Source data
-- start --
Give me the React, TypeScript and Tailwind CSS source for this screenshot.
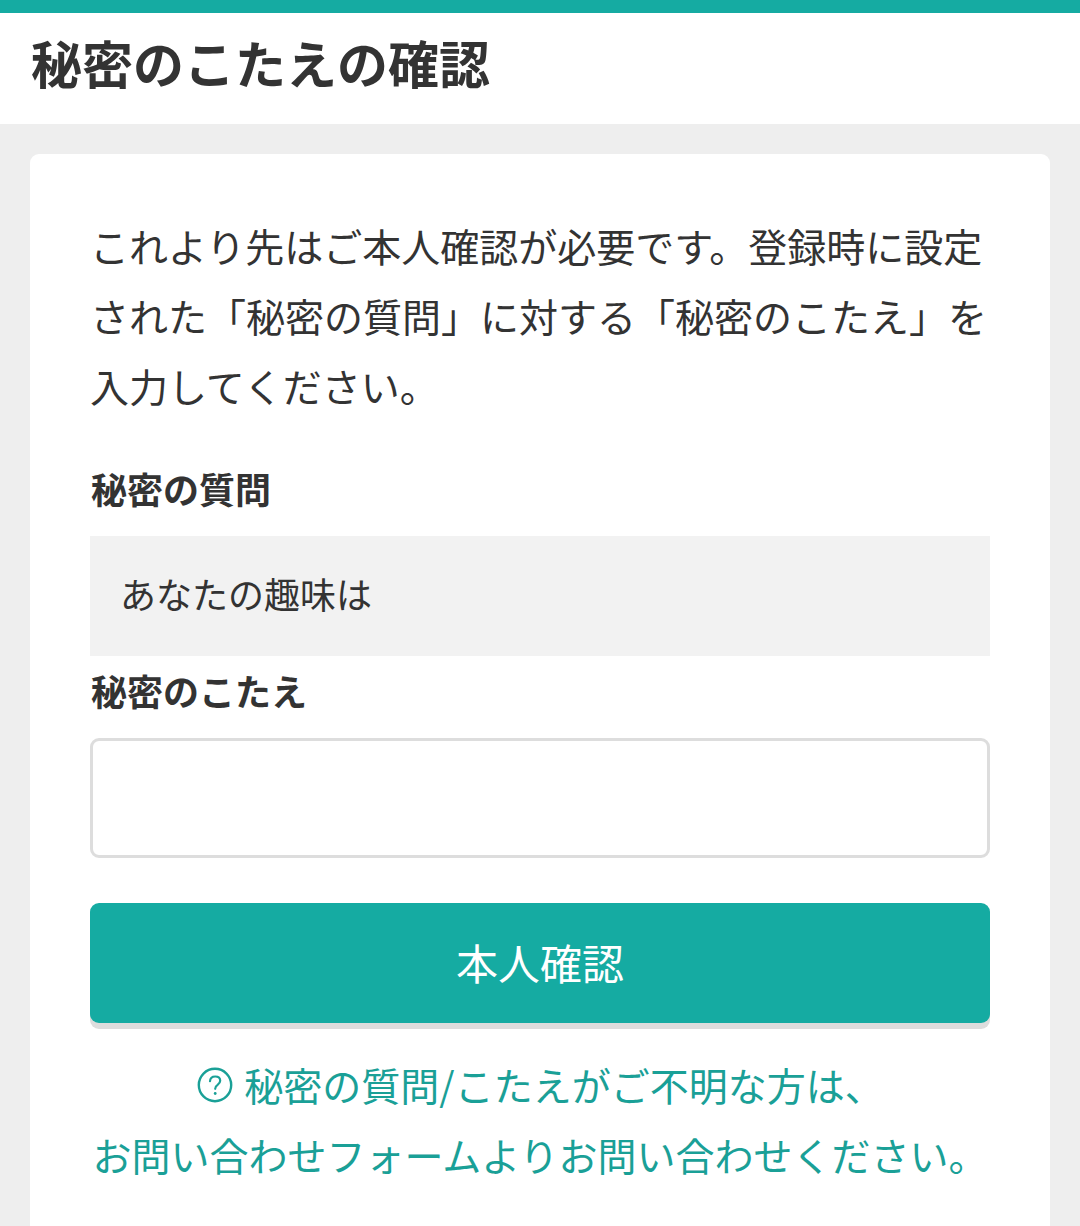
export default function App() {
  return (
    <div className="h-[1226px] overflow-hidden bg-[#eeeeee] text-[#333333] font-['Noto_Sans_CJK_JP',sans-serif]">
      <header className="h-[124px] border-t-[13px] border-[#15aba2] bg-white pl-[31px] pr-[30px] flex items-center">
        <h1 className="text-[51px] font-bold leading-none -mt-[12px]">秘密のこたえの確認</h1>
      </header>
      <main className="pt-[30px] px-[30px]">
        <div className="bg-white rounded-t-[9px] px-[60px] pt-[56px] pb-[60px]">
          <p className="text-[39px] leading-[70px]">
            これより先はご本人確認が必要です。登録時に設定された「秘密の質問」に対する「秘密のこたえ」を入力してください。
          </p>
          <div className="mt-[42px] text-[36px] font-bold leading-[52px] pl-px">秘密の質問</div>
          <div className="mt-[22px] h-[120px] bg-[#f2f2f2] pl-[30px] pr-[32px] pb-[7px] flex items-center text-[36px]">あなたの趣味は</div>
          <div className="mt-[8px] text-[36px] font-bold leading-[52px] pl-px">秘密のこたえ</div>
          <input className="block mt-[22px] w-full h-[120px] bg-white border-[3px] border-[#dddddd] rounded-[9px] outline-none" />
          <button className="block mt-[45px] w-full h-[120px] pb-[3px] bg-[#15aba2] rounded-[9px] shadow-[0_6px_0_#dddddd] text-white text-[42px]">本人確認</button>
          <div className="mt-[26px] text-center text-[39px] leading-[70px] text-[#1aa097]">
            <div className="flex items-center justify-center">
              <svg className="w-[36px] h-[36px] ml-[1px] mr-[11px] mt-[1px]" viewBox="0 0 36 36" fill="none" stroke="#1aa097">
                <circle cx="18" cy="18" r="16.2" strokeWidth="2.4" />
                <path d="M13 14.2c.2-3 2.3-4.7 5.2-4.7 3 0 5 1.7 5 4.3 0 1.9-1 2.9-2.6 4-1.7 1.1-2.4 2-2.4 4" strokeWidth="2.2" strokeLinecap="round" />
                <circle cx="18.2" cy="26.5" r="1.4" fill="#1aa097" stroke="none" />
              </svg>
              <span>秘密の質問/こたえがご不明な方は、</span>
            </div>
            <div>お問い合わせフォームよりお問い合わせください。</div>
          </div>
        </div>
      </main>
    </div>
  );
}
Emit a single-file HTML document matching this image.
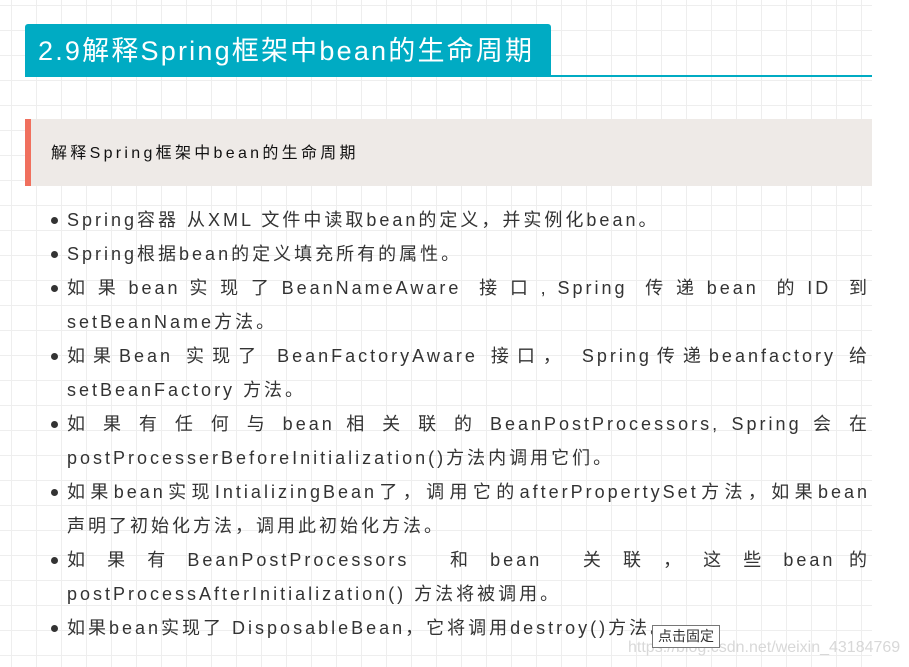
<!DOCTYPE html>
<html><head><meta charset="utf-8"><style>
html,body{margin:0;padding:0;background:#fff;width:909px;height:667px;overflow:hidden}
body{font-family:"Liberation Sans","Noto Sans CJK SC",sans-serif;color:#333;position:relative}
.grid{position:absolute;left:0;top:0;width:872px;height:667px;
background-image:linear-gradient(to right,#eeeeee 1px,transparent 1px),linear-gradient(to bottom,#eeeeee 1px,transparent 1px);
background-size:25px 25px;background-position:11px 5px}
.title{position:absolute;left:25px;top:24px;width:526px;height:52px;background:#00abc3;border-radius:3px 3px 0 0;color:#fff;font-size:27px;line-height:54px;padding-left:13px;box-sizing:border-box;letter-spacing:2.2px;white-space:nowrap}
.uline{position:absolute;left:25px;top:75px;width:847px;height:2px;background:#00abc3}
.quote{position:absolute;left:25px;top:119px;width:847px;height:67px;background:#eeeae7;border-left:6px solid #f0705e;box-sizing:border-box;font-size:16px;line-height:69px;padding-left:20px;color:#111;letter-spacing:3.3px}
ul{position:absolute;left:67px;top:203px;width:803px;margin:0;padding:0;list-style:none;font-size:18px;line-height:34px;letter-spacing:3px}
li{position:relative}
li:before{content:"";position:absolute;left:-16px;top:14px;width:7px;height:7px;border-radius:50%;background:#333}
.j{display:block;text-align:justify;text-align-last:justify}
.tip{position:absolute;left:652px;top:625px;border:1px solid #777;background:#fff;font-size:14px;padding:1px 5px;line-height:19px;color:#333}
.wm{position:absolute;left:628px;top:639px;font-size:16px;color:rgba(200,200,200,0.7)}
</style></head><body>
<div class="grid"></div>
<div class="title">2.9解释Spring框架中bean的生命周期</div>
<div class="uline"></div>
<div class="quote">解释Spring框架中bean的生命周期</div>
<ul>
<li>Spring容器 从XML 文件中读取bean的定义，并实例化bean。</li>
<li>Spring根据bean的定义填充所有的属性。</li>
<li><span class="j">如 果 bean 实 现 了 BeanNameAware &nbsp;接 口 , Spring &nbsp;传 递 bean &nbsp;的 ID &nbsp;到</span>setBeanName方法。</li>
<li><span class="j">如果Bean 实现了 BeanFactoryAware 接口， Spring传递beanfactory 给</span>setBeanFactory 方法。</li>
<li><span class="j">如 果 有 任 何 与 bean 相 关 联 的 BeanPostProcessors, Spring 会 在</span>postProcesserBeforeInitialization()方法内调用它们。</li>
<li><span class="j">如果bean实现IntializingBean了，调用它的afterPropertySet方法，如果bean</span>声明了初始化方法，调用此初始化方法。</li>
<li><span class="j">如 果 有 BeanPostProcessors &nbsp; 和 bean &nbsp; 关 联 ， 这 些 bean 的</span>postProcessAfterInitialization() 方法将被调用。</li>
<li>如果bean实现了 DisposableBean，它将调用destroy()方法。</li>
</ul>
<div class="wm">https://blog.csdn.net/weixin_43184769</div>
<div class="tip">点击固定</div>
</body></html>
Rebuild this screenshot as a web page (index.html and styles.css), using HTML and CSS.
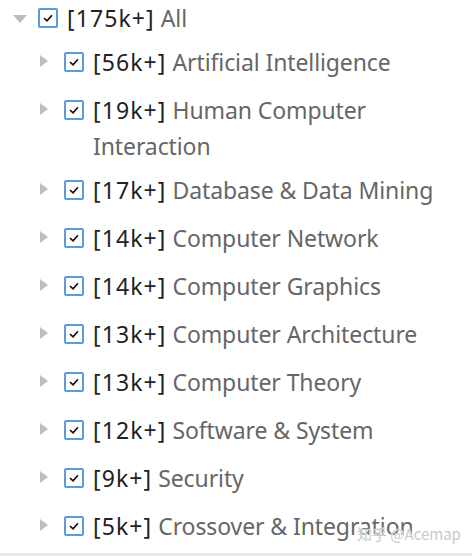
FILE: index.html
```html
<!DOCTYPE html>
<html>
<head>
<meta charset="utf-8">
<link rel="stylesheet" href="styles.css">
</head>
<body>
<div class="panel">
  <div class="row root">
    <span class="caret down"></span>
    <span class="check"><svg viewBox="0 0 10 8" width="10" height="8"><path d="M1 4 L4 6.8 L9 1.2" fill="none" stroke="#111" stroke-width="1.7"/></svg></span>
    <span class="label"><span class="count">[175k+]</span> <span class="name">All</span></span>
  </div>
  <div class="children">
    <div class="row"><span class="caret right"></span><span class="check"><svg viewBox="0 0 10 8" width="10" height="8"><path d="M1 4 L4 6.8 L9 1.2" fill="none" stroke="#111" stroke-width="1.7"/></svg></span><span class="label"><span class="count">[56k+]</span> <span class="name">Artificial Intelligence</span></span></div>
    <div class="row"><span class="caret right"></span><span class="check"><svg viewBox="0 0 10 8" width="10" height="8"><path d="M1 4 L4 6.8 L9 1.2" fill="none" stroke="#111" stroke-width="1.7"/></svg></span><span class="label"><span class="count">[19k+]</span> <span class="name">Human Computer Interaction</span></span></div>
    <div class="row"><span class="caret right"></span><span class="check"><svg viewBox="0 0 10 8" width="10" height="8"><path d="M1 4 L4 6.8 L9 1.2" fill="none" stroke="#111" stroke-width="1.7"/></svg></span><span class="label"><span class="count">[17k+]</span> <span class="name">Database &amp; Data Mining</span></span></div>
    <div class="row"><span class="caret right"></span><span class="check"><svg viewBox="0 0 10 8" width="10" height="8"><path d="M1 4 L4 6.8 L9 1.2" fill="none" stroke="#111" stroke-width="1.7"/></svg></span><span class="label"><span class="count">[14k+]</span> <span class="name">Computer Network</span></span></div>
    <div class="row"><span class="caret right"></span><span class="check"><svg viewBox="0 0 10 8" width="10" height="8"><path d="M1 4 L4 6.8 L9 1.2" fill="none" stroke="#111" stroke-width="1.7"/></svg></span><span class="label"><span class="count">[14k+]</span> <span class="name">Computer Graphics</span></span></div>
    <div class="row"><span class="caret right"></span><span class="check"><svg viewBox="0 0 10 8" width="10" height="8"><path d="M1 4 L4 6.8 L9 1.2" fill="none" stroke="#111" stroke-width="1.7"/></svg></span><span class="label"><span class="count">[13k+]</span> <span class="name">Computer Architecture</span></span></div>
    <div class="row"><span class="caret right"></span><span class="check"><svg viewBox="0 0 10 8" width="10" height="8"><path d="M1 4 L4 6.8 L9 1.2" fill="none" stroke="#111" stroke-width="1.7"/></svg></span><span class="label"><span class="count">[13k+]</span> <span class="name">Computer Theory</span></span></div>
    <div class="row"><span class="caret right"></span><span class="check"><svg viewBox="0 0 10 8" width="10" height="8"><path d="M1 4 L4 6.8 L9 1.2" fill="none" stroke="#111" stroke-width="1.7"/></svg></span><span class="label"><span class="count">[12k+]</span> <span class="name">Software &amp; System</span></span></div>
    <div class="row"><span class="caret right"></span><span class="check"><svg viewBox="0 0 10 8" width="10" height="8"><path d="M1 4 L4 6.8 L9 1.2" fill="none" stroke="#111" stroke-width="1.7"/></svg></span><span class="label"><span class="count">[9k+]</span> <span class="name">Security</span></span></div>
    <div class="row"><span class="caret right"></span><span class="check"><svg viewBox="0 0 10 8" width="10" height="8"><path d="M1 4 L4 6.8 L9 1.2" fill="none" stroke="#111" stroke-width="1.7"/></svg></span><span class="label"><span class="count">[5k+]</span> <span class="name">Crossover &amp; Integration</span></span></div>
  </div>
  <div class="watermark">知乎 @Acemap</div>
</div>
</body>
</html>
```
FILE: styles.css
```css
html, body {
  margin: 0;
  padding: 0;
}
body {
  width: 472px;
  height: 556px;
  background: #e9e9eb;
  overflow: hidden;
  font-family: "Noto Sans", "Open Sans", sans-serif;
}
.panel {
  position: relative;
  height: 553px;
  background: #fff;
  overflow: hidden;
  padding-left: 12px;
  box-sizing: border-box;
}
.row {
  display: flex;
  align-items: flex-start;
  padding: 4px 0;
  min-height: 48px;
  box-sizing: border-box;
}
.row.root {
  padding-top: 0;
  min-height: 0;
}
.children {
  padding-left: 26px;
}
.caret {
  flex: none;
  width: 14px;
  height: 36px;
  position: relative;
}
.caret.down::before {
  content: "";
  position: absolute;
  left: 1px;
  top: 15px;
  border-left: 7px solid transparent;
  border-right: 7px solid transparent;
  border-top: 8px solid #bdbdbd;
}
.caret.right::before {
  content: "";
  position: absolute;
  left: 2px;
  top: 11px;
  border-top: 6.5px solid transparent;
  border-bottom: 6.5px solid transparent;
  border-left: 8px solid #bdbdbd;
}
.check {
  flex: none;
  width: 20px;
  height: 20px;
  margin: 8px 9px 0 12px;
  border: 2px solid #5b9bd8;
  border-radius: 2px;
  box-sizing: border-box;
  background: #fff;
  display: flex;
  align-items: center;
  justify-content: center;
}
.label {
  font-size: 23px;
  line-height: 36px;
  color: #666;
}
.count {
  color: #222;
  letter-spacing: 1.1px;
}
.name {
  letter-spacing: -0.1px;
}
.watermark {
  position: absolute;
  left: 357px;
  top: 524px;
  white-space: nowrap;
  font-family: "Noto Sans CJK SC", "Noto Sans", sans-serif;
  font-size: 15px;
  line-height: 20px;
  color: rgba(195, 195, 195, 0.9);
  text-shadow: 0 0 1px #fff, 0 0 1px #fff;
}
```
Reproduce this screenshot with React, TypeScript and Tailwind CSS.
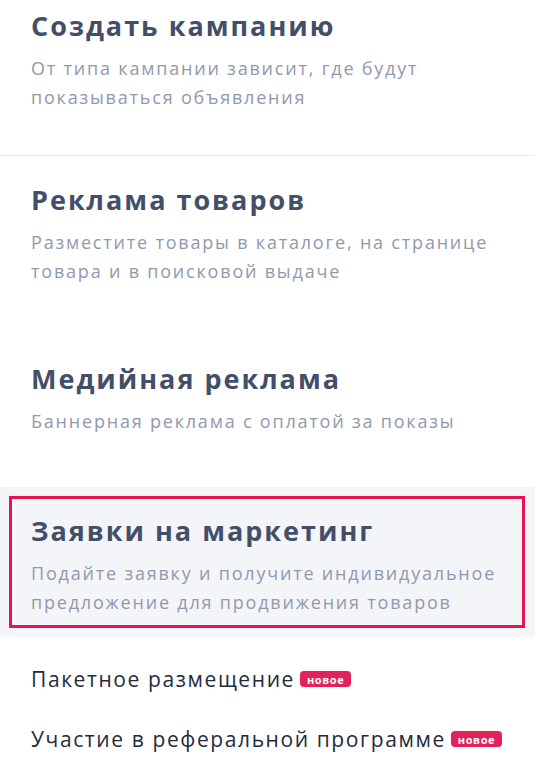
const items = [
  {
    title: "Реклама товаров",
    text: "Разместите товары в каталоге, на странице товара и в поисковой выдаче",
    gap: "pb-[73px]",
  },
  {
    title: "Медийная реклама",
    text: "Баннерная реклама с оплатой за показы",
    gap: "pb-[51px]",
  },
];

function Badge() {
  return (
    <span className="ml-[5px] inline-flex h-[16px] shrink-0 items-center rounded-[4px] bg-[#e3215a] px-[7px] text-[11px] font-bold leading-none tracking-[0.6px] text-white">
      новое
    </span>
  );
}

export default function App() {
  return (
    <div className="min-h-[770px] w-[535px] bg-white font-['Open_Sans',sans-serif]">
      <div className="border-b border-[#e9e9ef] px-[31px] pb-[43px] pt-[6px]">
        <h2 className="text-[27px] font-bold leading-[40px] tracking-[2px] text-[#434f69]">Создать кампанию</h2>
        <p className="mt-[8px] w-[470px] text-[18px] leading-[29px] tracking-[1.8px] text-[#9199ad]">
          От типа кампании зависит, где будут показываться объявления
        </p>
      </div>

      <div className="pt-[24px]">
        {items.map((item) => (
          <div key={item.title} className={`px-[31px] ${item.gap}`}>
            <h2 className="text-[27px] font-bold leading-[40px] tracking-[2px] text-[#434f69]">{item.title}</h2>
            <p className="mt-[8px] w-[480px] text-[18px] leading-[29px] tracking-[1.8px] text-[#9199ad]">{item.text}</p>
          </div>
        ))}
      </div>

      <div className="bg-[#f4f5f9] py-[9px] pl-[9px] pr-[10px]">
        <div className="border-[3px] border-[#ea124f] px-[19px] pb-[8px] pt-[12px]">
          <h2 className="text-[27px] font-bold leading-[40px] tracking-[2px] text-[#434f69]">Заявки на маркетинг</h2>
          <p className="mt-[8px] text-[18px] leading-[29px] tracking-[1.8px] text-[#9199ad]">
            Подайте заявку и получите индивидуальное предложение для продвижения товаров
          </p>
        </div>
      </div>

      <div className="flex flex-col gap-[32px] px-[31px] pt-[28px]">
        <div className="flex items-center whitespace-nowrap text-[21px] leading-[28px] tracking-[1.6px] text-[#222b3b]">
          Пакетное размещение
          <Badge />
        </div>
        <div className="flex items-center whitespace-nowrap text-[21px] leading-[28px] tracking-[1.6px] text-[#222b3b]">
          Участие в реферальной программе
          <Badge />
        </div>
      </div>
    </div>
  );
}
-- end --
• Stated exercise: Search the data above for the word "styles", then gather each line in which it appears.

• Solution to the problem:
Rebuild this screenshot as a web page (index.html and styles.css), using HTML and CSS.
<link rel="stylesheet" href="styles.css">
FILE: styles.css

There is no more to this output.